PM: Most Americans support our legal equality, including marriage equality. It's more than two-thirds in the latest Gallup poll. And so, we should be confident in saying that the people that are trying to take away our rights do not represent most Americans. The people who oppose our equality have power right now. And they're gonna cause harm with it. But we still have the majority of the American people. I think people should plug in with their statewide equality groups and local groups. Because a lot of these attacks come at the state level, and local level, and it may sometimes feel like you can have more of an impact there.

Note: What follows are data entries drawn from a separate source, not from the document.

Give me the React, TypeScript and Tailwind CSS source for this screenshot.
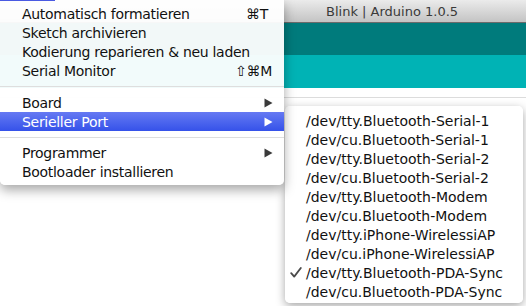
import React from "react";

const font = { fontFamily: '"Lucida Grande", "DejaVu Sans", "Noto Sans", sans-serif' };

function Item({ label, right, active }: { label: string; right?: React.ReactNode; active?: boolean }) {
  return (
    <div
      className={
        "flex h-[19px] items-center justify-between pl-[22px] pr-[11px] text-[14px] leading-none tracking-[-0.3px] " +
        (active ? "bg-gradient-to-b from-[#6679f3] to-[#3551e9] text-white" : "text-[#111]")
      }
    >
      <span>{label}</span>
      {right}
    </div>
  );
}

function Arrow({ white }: { white?: boolean }) {
  return (
    <svg width="9" height="10" viewBox="0 0 9 10">
      <path d="M0.5 0.5 L8.5 5 L0.5 9.5 Z" fill={white ? "#ffffff" : "#3a3a3a"} />
    </svg>
  );
}

const ports = [
  "/dev/tty.Bluetooth-Serial-1",
  "/dev/cu.Bluetooth-Serial-1",
  "/dev/tty.Bluetooth-Serial-2",
  "/dev/cu.Bluetooth-Serial-2",
  "/dev/tty.Bluetooth-Modem",
  "/dev/cu.Bluetooth-Modem",
  "/dev/tty.iPhone-WirelessiAP",
  "/dev/cu.iPhone-WirelessiAP",
  "/dev/tty.Bluetooth-PDA-Sync",
  "/dev/cu.Bluetooth-PDA-Sync",
];

export default function App() {
  return (
    <div className="relative h-[306px] w-[526px] overflow-hidden bg-white" style={font}>
      {/* background window */}
      <div className="flex flex-col">
        <div className="flex h-[23px] items-center border-b border-[#6b6b6b] bg-gradient-to-b from-[#ebebeb] to-[#c4c4c4] pl-[326px] pt-[1px] text-[13px] text-[#3a3a3a]">
          Blink | Arduino 1.0.5
        </div>
        <div className="h-[32px] bg-[#007b7c]" />
        <div className="h-[33px] bg-[#00b3b5]" />
        <div className="h-[9px] bg-white" />
        <div className="h-px bg-[#dcdcdc]" />
      </div>

      {/* menu bar highlight remnant */}
      <div className="absolute left-0 top-0 z-30 h-px w-[55px] bg-[#4a5ae2]" />

      {/* main menu */}
      <div className="absolute left-0 top-0 z-20 w-[284px] rounded-b-[5px] bg-white/95 pb-[4px] pt-[4px] shadow-[0_5px_12px_rgba(0,0,0,0.35)]">
        <Item label="Automatisch formatieren" right={<span className="mr-[5px]">⌘T</span>} />
        <Item label="Sketch archivieren" />
        <Item label="Kodierung reparieren & neu laden" />
        <Item label="Serial Monitor" right={<span className="mr-[1px]">⇧⌘M</span>} />
        <div className="flex h-[13px] items-center">
          <div className="h-px w-full bg-[#dedede]" />
        </div>
        <Item label="Board" right={<Arrow />} />
        <Item label="Serieller Port" active right={<Arrow white />} />
        <div className="flex h-[12px] items-center">
          <div className="h-px w-full bg-[#dedede]" />
        </div>
        <Item label="Programmer" right={<Arrow />} />
        <Item label="Bootloader installieren" />
      </div>

      {/* submenu */}
      <div className="absolute left-[285px] top-[106px] z-10 w-[238px] rounded-[5px] bg-white/95 pb-[2px] pt-[5px] shadow-[0_3px_10px_rgba(0,0,0,0.35)]">
        {ports.map((p, i) => (
          <div key={p} className="relative flex h-[19px] items-center pl-[21px] text-[14px] leading-none text-[#111]">
            {i === 8 && (
              <svg width="12" height="11" viewBox="0 0 12 11" className="absolute left-[5px] top-[4px]">
                <path d="M1.2 6.2 L4.2 9.6 L10.8 1" fill="none" stroke="#4a4a4a" strokeWidth="1.8" strokeLinecap="round" strokeLinejoin="round" />
              </svg>
            )}
            {p}
          </div>
        ))}
      </div>
    </div>
  );
}
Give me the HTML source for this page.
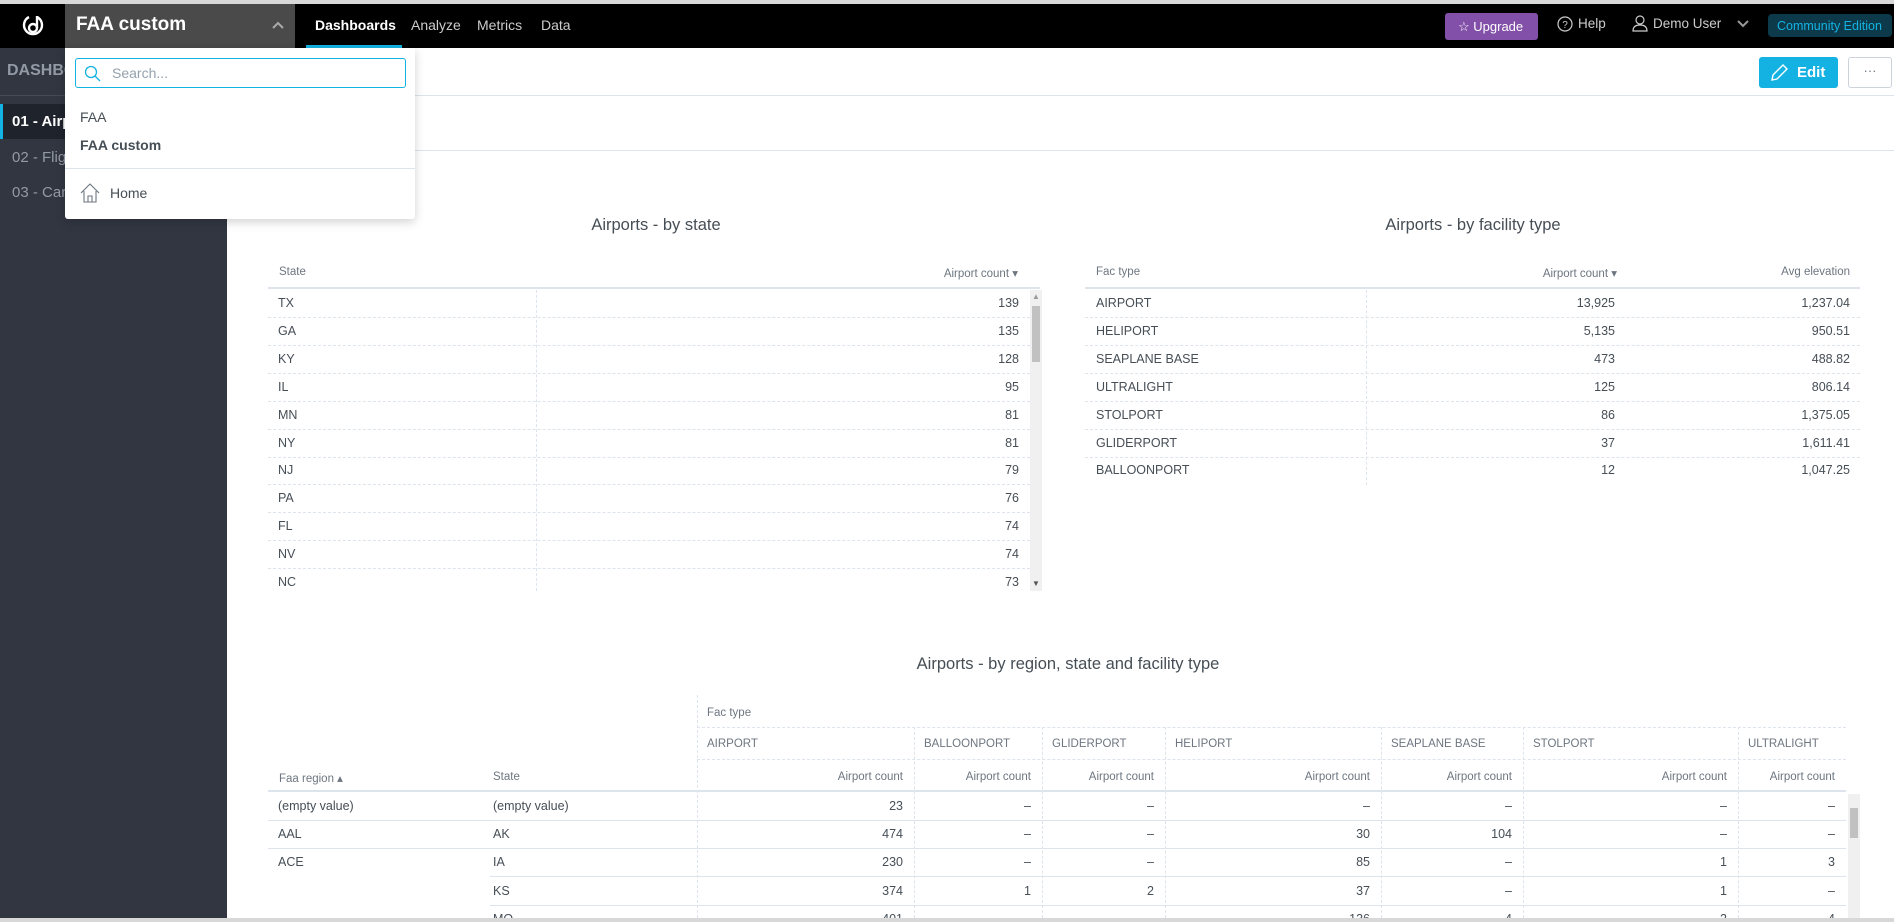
<!DOCTYPE html>
<html><head><meta charset="utf-8"><style>
*{margin:0;padding:0;box-sizing:border-box}
body{width:1894px;height:922px;overflow:hidden;position:relative;font-family:"Liberation Sans",sans-serif;background:#fff;color:#464e56}
.a{position:absolute;white-space:nowrap}
.top{position:absolute;left:0;top:0;width:1894px;height:4px;background:#d8d8d8}
.bar{position:absolute;left:0;top:4px;width:1894px;height:44px;background:#000}
.side{position:absolute;left:0;top:48px;width:227px;height:874px;background:#313641}
.t{font-size:12.5px;color:#464e56}
.r{text-align:right}
.hl{position:absolute;height:0;border-top:1px dashed #dde4eb}
.vl{position:absolute;width:0;border-left:1px dashed #dde4eb}
.sl{position:absolute;height:2px;background:#dde4eb}
.h{font-size:11.5px;color:#6d7680}
#clip{position:absolute;left:0;top:0;width:1894px;height:918px;overflow:hidden}
</style></head><body>
<div id="clip">
<div class="top"></div>
<div class="bar"></div>
<svg class="a" style="left:20px;top:13px" width="26" height="26" viewBox="0 0 26 26"><path d="M9 4 A9 9 0 1 0 17 4" fill="none" stroke="#fff" stroke-width="2.4"/><circle cx="13" cy="15" r="4" fill="none" stroke="#fff" stroke-width="2.4"/><path d="M17 15 V3" stroke="#fff" stroke-width="2.4"/></svg>
<div class="a" style="left:65px;top:4px;width:230px;height:44px;background:#4a4a4a"></div>
<div class="a" style="left:76px;top:14px;font-size:19px;font-weight:bold;color:#fff">FAA custom</div>
<svg class="a" style="left:272px;top:21px" width="12" height="8"><path d="M1 7 L6 2 L11 7" fill="none" stroke="#aaa" stroke-width="2"/></svg>
<div class="a" style="left:315px;top:17px;font-size:14px;font-weight:bold;color:#fff">Dashboards</div>
<div class="a" style="left:306px;top:45px;width:96px;height:3px;background:#14b2e2"></div>
<div class="a" style="left:411px;top:17px;font-size:14px;color:#ccc">Analyze</div>
<div class="a" style="left:477px;top:17px;font-size:14px;color:#ccc">Metrics</div>
<div class="a" style="left:541px;top:17px;font-size:14px;color:#ccc">Data</div>
<div class="a" style="left:1445px;top:13px;width:93px;height:27px;background:#8250a8;border-radius:3px"></div>
<div class="a" style="left:1458px;top:19px;font-size:13px;color:#fff">☆ Upgrade</div>
<svg class="a" style="left:1557px;top:16px" width="16" height="16"><circle cx="8" cy="8" r="7" fill="none" stroke="#ccc" stroke-width="1.2"/><text x="8" y="12" font-size="10" fill="#ccc" text-anchor="middle" font-family="Liberation Sans">?</text></svg>
<div class="a" style="left:1578px;top:16px;font-size:13.5px;color:#ccc">Help</div>
<svg class="a" style="left:1632px;top:14px" width="16" height="18"><circle cx="8" cy="6" r="4" fill="none" stroke="#ccc" stroke-width="1.2"/><path d="M1 17 Q1 11 8 11 Q15 11 15 17 Z" fill="none" stroke="#ccc" stroke-width="1.2"/></svg>
<div class="a" style="left:1653px;top:16px;font-size:13.5px;color:#ccc">Demo User</div>
<svg class="a" style="left:1737px;top:20px" width="12" height="8"><path d="M1 1 L6 6 L11 1" fill="none" stroke="#999" stroke-width="2"/></svg>
<div class="a" style="left:1768px;top:14px;width:124px;height:23px;background:#0d3a4a;border-radius:4px"></div>
<div class="a" style="left:1777px;top:19px;font-size:12.5px;color:#14b2e2">Community Edition</div>
<div class="side"></div>
<div class="a" style="left:7px;top:62px;font-size:16px;font-weight:bold;color:#939aa6">DASHBOARDS</div>
<div class="a" style="left:0;top:95px;width:227px;height:1px;background:#444a56"></div>
<div class="a" style="left:0;top:104px;width:227px;height:35px;background:#1f232b;border-left:3px solid #14b2e2"></div>
<div class="a" style="left:12px;top:113px;font-size:15px;font-weight:bold;color:#fff">01 - Airports</div>
<div class="a" style="left:12px;top:149px;font-size:15px;color:#939aa6">02 - Flights</div>
<div class="a" style="left:12px;top:184px;font-size:15px;color:#939aa6">03 - Carriers</div>
<div class="a" style="left:227px;top:95px;width:1667px;height:1px;background:#dde4eb"></div>
<div class="a" style="left:227px;top:150px;width:1667px;height:1px;background:#dde4eb"></div>
<div class="a" style="left:1759px;top:57px;width:79px;height:31px;background:#14b2e2;border-radius:3px"></div>
<svg class="a" style="left:1769px;top:63px" width="20" height="20"><path d="M3 17 L4 12 L14 2 L18 6 L8 16 Z" fill="none" stroke="#fff" stroke-width="1.4"/></svg>
<div class="a" style="left:1797px;top:64px;font-size:15px;font-weight:bold;color:#fff">Edit</div>
<div class="a" style="left:1848px;top:57px;width:44px;height:31px;border:1px solid #ccd3da;border-radius:3px;background:#fff;text-align:center;font-size:13px;line-height:26px;color:#6d7680">···</div>
<div class="a" style="left:65px;top:48px;width:350px;height:171px;background:#fff;box-shadow:0 3px 10px rgba(0,0,0,.18);border-radius:0 0 3px 3px"></div>
<div class="a" style="left:75px;top:58px;width:331px;height:30px;border:1px solid #14b2e2;border-radius:3px"></div>
<svg class="a" style="left:84px;top:65px" width="18" height="18"><circle cx="7" cy="7" r="5.5" fill="none" stroke="#14b2e2" stroke-width="1.3"/><path d="M11 11 L16 16" stroke="#14b2e2" stroke-width="1.3"/></svg>
<div class="a" style="left:112px;top:65px;font-size:14px;color:#94a1ad">Search...</div>
<div class="a" style="left:80px;top:109px;font-size:14px;color:#464e56">FAA</div>
<div class="a" style="left:80px;top:137px;font-size:14px;font-weight:bold;color:#464e56">FAA custom</div>
<div class="a" style="left:65px;top:168px;width:350px;height:1px;background:#dde4eb"></div>
<svg class="a" style="left:80px;top:183px" width="20" height="20"><path d="M1 10 L10 1 L19 10 M4 8 V19 H16 V8 M8 19 V13 H12 V19" fill="none" stroke="#6d7680" stroke-width="1.1"/></svg>
<div class="a" style="left:110px;top:185px;font-size:14px;color:#464e56">Home</div>

<div class="a" style="left:456px;top:216px;width:400px;text-align:center;font-size:16.5px;color:#464e56">Airports - by state</div>
<div class="a h" style="left:279px;top:266px">State</div>
<div class="a h r" style="left:850px;width:168px;top:266px">Airport count ▾</div>
<div class="sl" style="left:268px;top:287px;width:772px"></div>
<div class="vl" style="left:536px;top:290px;height:301px"></div>
<div class="a" style="left:1030px;top:290px;width:12px;height:301px;background:#f0f0f0"></div>
<div class="a" style="left:1032px;top:306px;width:8px;height:56px;background:#c1c1c1"></div>
<div class="a" style="left:1032px;top:292px;font-size:8px;color:#999">▲</div>
<div class="a" style="left:1032px;top:579px;font-size:8px;color:#555">▼</div>

<div class="a" style="left:1273px;top:216px;width:400px;text-align:center;font-size:16.5px;color:#464e56">Airports - by facility type</div>
<div class="a h" style="left:1096px;top:266px">Fac type</div>
<div class="a h r" style="left:1450px;width:167px;top:266px">Airport count ▾</div>
<div class="a h r" style="left:1700px;width:150px;top:266px">Avg elevation</div>
<div class="sl" style="left:1085px;top:287px;width:775px"></div>
<div class="vl" style="left:1366px;top:290px;height:195px"></div>

<div class="a" style="left:818px;top:655px;width:500px;text-align:center;font-size:16.5px;color:#464e56">Airports - by region, state and facility type</div>
<div id="t3"></div>
</div>
<div class="a" style="left:0;top:918px;width:1894px;height:4px;background:#d8d8d8"></div>

<script>
var C=document.getElementById('clip');
function row(html){C.insertAdjacentHTML('beforeend',html)}
var s=[["TX",139],["GA",135],["KY",128],["IL",95],["MN",81],["NY",81],["NJ",79],["PA",76],["FL",74],["NV",74],["NC",73]];
s.forEach(function(r,i){var y=296+i*27.9;
row('<div class="a t" style="left:278px;top:'+y+'px">'+r[0]+'</div><div class="a t r" style="left:900px;width:119px;top:'+y+'px">'+r[1]+'</div>');
if(i<10)row('<div class="hl" style="left:268px;top:'+(y+21)+'px;width:762px"></div>');});
var f=[["AIRPORT","13,925","1,237.04"],["HELIPORT","5,135","950.51"],["SEAPLANE BASE","473","488.82"],["ULTRALIGHT","125","806.14"],["STOLPORT","86","1,375.05"],["GLIDERPORT","37","1,611.41"],["BALLOONPORT","12","1,047.25"]];
f.forEach(function(r,i){var y=296+i*27.9;
row('<div class="a t" style="left:1096px;top:'+y+'px">'+r[0]+'</div><div class="a t r" style="left:1480px;width:135px;top:'+y+'px">'+r[1]+'</div><div class="a t r" style="left:1700px;width:150px;top:'+y+'px">'+r[2]+'</div>');
if(i<6)row('<div class="hl" style="left:1085px;top:'+(y+21)+'px;width:775px"></div>');});
var cb=[697,914,1042,1165,1381,1523,1738,1846];
var names=["AIRPORT","BALLOONPORT","GLIDERPORT","HELIPORT","SEAPLANE BASE","STOLPORT","ULTRALIGHT"];
row('<div class="a h" style="left:707px;top:707px">Fac type</div>');
row('<div class="hl" style="left:697px;top:727px;width:1149px"></div><div class="hl" style="left:697px;top:759px;width:1149px"></div>');
for(var i=0;i<7;i++){row('<div class="a h" style="left:'+(cb[i]+10)+'px;top:738px">'+names[i]+'</div><div class="a h r" style="left:'+cb[i]+'px;width:'+(cb[i+1]-cb[i]-11)+'px;top:771px">Airport count</div>');}
for(var i=0;i<7;i++)row('<div class="vl" style="left:'+cb[i]+'px;top:'+(i==0?695:727)+'px;height:'+(i==0?223:191)+'px"></div>');
row('<div class="a h" style="left:279px;top:771px">Faa region ▴</div><div class="a h" style="left:493px;top:771px">State</div>');
row('<div class="sl" style="left:268px;top:790px;width:1578px"></div>');
row('<div class="a" style="left:1848px;top:794px;width:12px;height:124px;background:#f0f0f0"></div><div class="a" style="left:1850px;top:808px;width:8px;height:30px;background:#c1c1c1"></div>');
var d=[["(empty value)","(empty value)",["23","–","–","–","–","–","–"]],["AAL","AK",["474","–","–","30","104","–","–"]],["ACE","IA",["230","–","–","85","–","1","3"]],["","KS",["374","1","2","37","–","1","–"]],["","MO",["401","–","–","136","4","2","4"]]];
d.forEach(function(r,k){var y=799+k*28.2;
row('<div class="a t" style="left:278px;top:'+y+'px">'+r[0]+'</div><div class="a t" style="left:493px;top:'+y+'px">'+r[1]+'</div>');
for(var i=0;i<7;i++)row('<div class="a t r" style="left:'+cb[i]+'px;width:'+(cb[i+1]-cb[i]-11)+'px;top:'+y+'px">'+r[2][i]+'</div>');
var lx=(k>=2)?490:268;row('<div class="sl" style="height:1px;left:'+lx+'px;top:'+(y+21)+'px;width:'+(1846-lx)+'px"></div>');});
</script>
</body></html>
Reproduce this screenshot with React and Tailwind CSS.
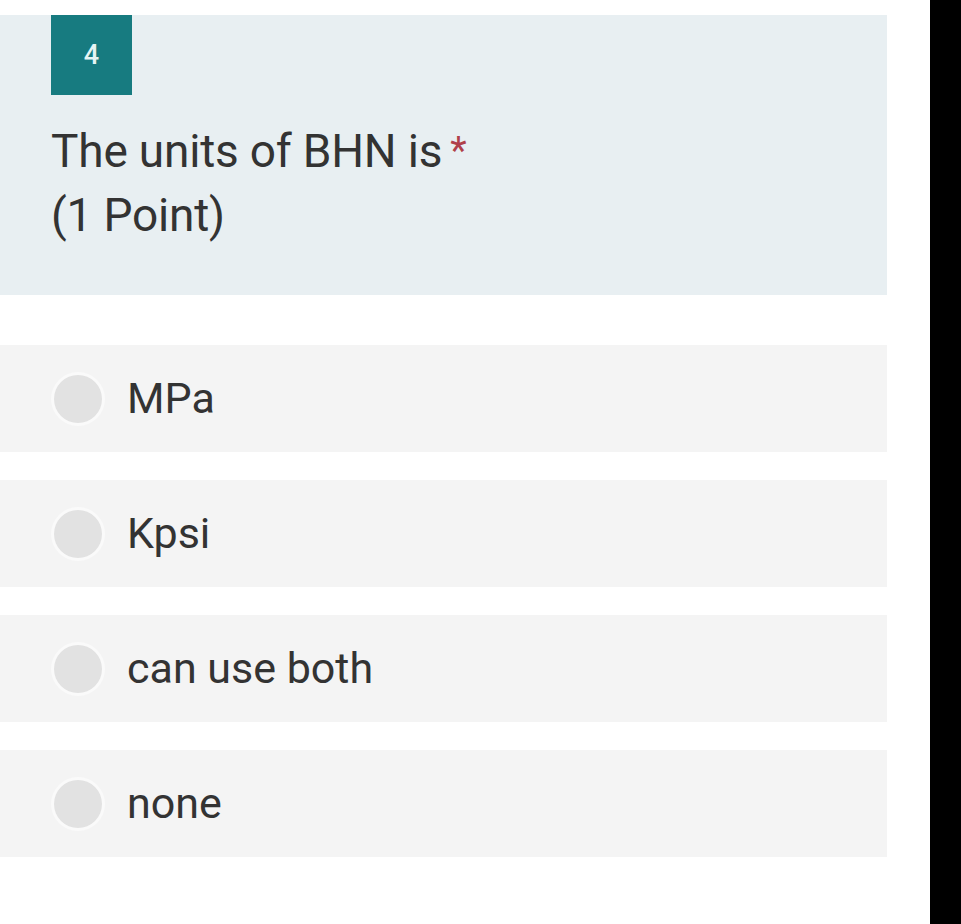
import React from 'react';

const options = ['MPa', 'Kpsi', 'can use both', 'none'];

const App = () => {
  return (
    <div className="flex w-[961px] h-[924px] bg-white overflow-hidden" style={{ fontFamily: 'Roboto, "Liberation Sans", sans-serif' }}>
      <div className="w-[930px] pt-[15px]">
        {/* Question header */}
        <div className="w-[887px] h-[280px] bg-[#e8eff2] pl-[51px]">
          <div className="w-[81px] h-[80px] bg-[#177b80] flex items-center justify-center text-[#e6f4f4] text-[27px] font-medium">
            4
          </div>
          <div className="mt-[24px] text-[#333] text-[46px] leading-[64px] tracking-[-0.2px]">
            <div>
              The units of BHN is<span className="ml-[8px] text-[#b0404a] text-[38px] align-top">*</span>
            </div>
            <div>(1 Point)</div>
          </div>
        </div>

        {/* Options */}
        <div className="mt-[50px] flex flex-col gap-[28px]">
          {options.map((opt) => (
            <div key={opt} className="w-[887px] h-[107px] bg-[#f4f4f4] flex items-center pl-[54px]">
              <div className="w-[48px] h-[48px] rounded-full bg-[#e2e2e2] shadow-[0_0_0_3px_#fafafa]" />
              <span className="ml-[25px] text-[#333] text-[43px]">{opt}</span>
            </div>
          ))}
        </div>
      </div>
      <div className="flex-1 bg-black" />
    </div>
  );
};

export default App;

MSR: I would also add that we should, on a really basic level, think about the messaging that has worked in the past, and also think about the messaging that works for conservatives. So conservatives are really good at mobilizing moms and using mom expressions, like Moms for Liberty. Well, lesbians are some of the fiercest moms I know. So if you're a lesbian mom, maybe you could use your voice as a mom to get out there and speak as a mom. And we see this also as parents of trans kids. Talking, using the language of the right. The right is very good about parents' rights, and parental autonomy, and let me as a parent decide what's right for my kids. I think that LGBTQ people and their allies can use that kind of language too to speak to other people.
SM: How do you think we'll look back on this moment in 2025 in America?
TF: The people who have fought for LGBTQ rights throughout the last hundred years did so under circumstances that were less favorable in terms of public opinion. And they stood up bravely and fought for rights anyway. And this is the moment, when we're writing the history that other people are gonna read 20, 40, 50 years down the line. And so I really think it's important to get the inspiration from those stories and then put both your feet on the ground and think, “Okay, how do we take the next step now?”